Un libro cargado de reflexiones ante el pretexto de la comunicación orgánica y epistolar; un libro poético, en su más enraizada expresión, que nos devela la construcción de un lugar de enunciación del ser individual frente al acontecer cósmico del que se va apropiando para decir, con la claridad de la espuma y la roca: "mientras permanezco en Floreana pierdo la noción del límite entre yo y el mundo y me siento a mí mismo no en y por las cosas, sino desde las cosas" (88).

Juan Carlos Astudillo Sarmiento
Universidad de Cuenca
Cuenca, Ecuador




NOTAS


1 Esta búsqueda consciente de la soledad como experiencia de vida, como reafirmación de yo: "no se es, se llega a ser el solitario [...], lo soy en tanto resultado de un duro y paciente aprendizaje en las islas" (156).


Lista de referencias


Encalada Vásquez, Oswaldo. 2021. En Juan Carlos Astudillo Sarmiento. 2021. Las voces que cuentan.

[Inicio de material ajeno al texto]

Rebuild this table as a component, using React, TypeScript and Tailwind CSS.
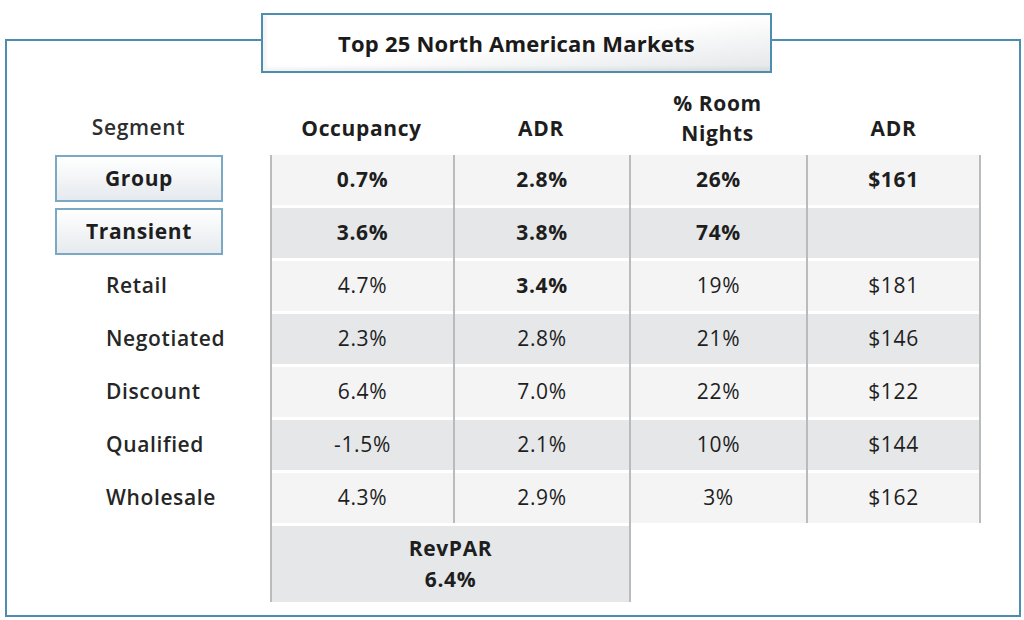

Cuenca: Casa Editora Universidad del Azuay, UDA.

Mafla Bustamante, Cecilia. 2013. "Efraín Jara Idrovo: la eufonía y el sentido en la poesía". Kipus: Revista Andina de Letras y Estudios Culturales (33): 115-23.

Tello, Marco. 2021. Cuenca: dos siglos de poesía. Una mirada crítica. Cuenca: Casa Editorial GAD.

Vintimilla, María Augusta. 1999. El tiempo, la muerte, la memoria. La poética de Jara Idrovo. Quito: Universidad Andina Simón Bolívar, Sede Ecuador / Corporación Editora Nacional.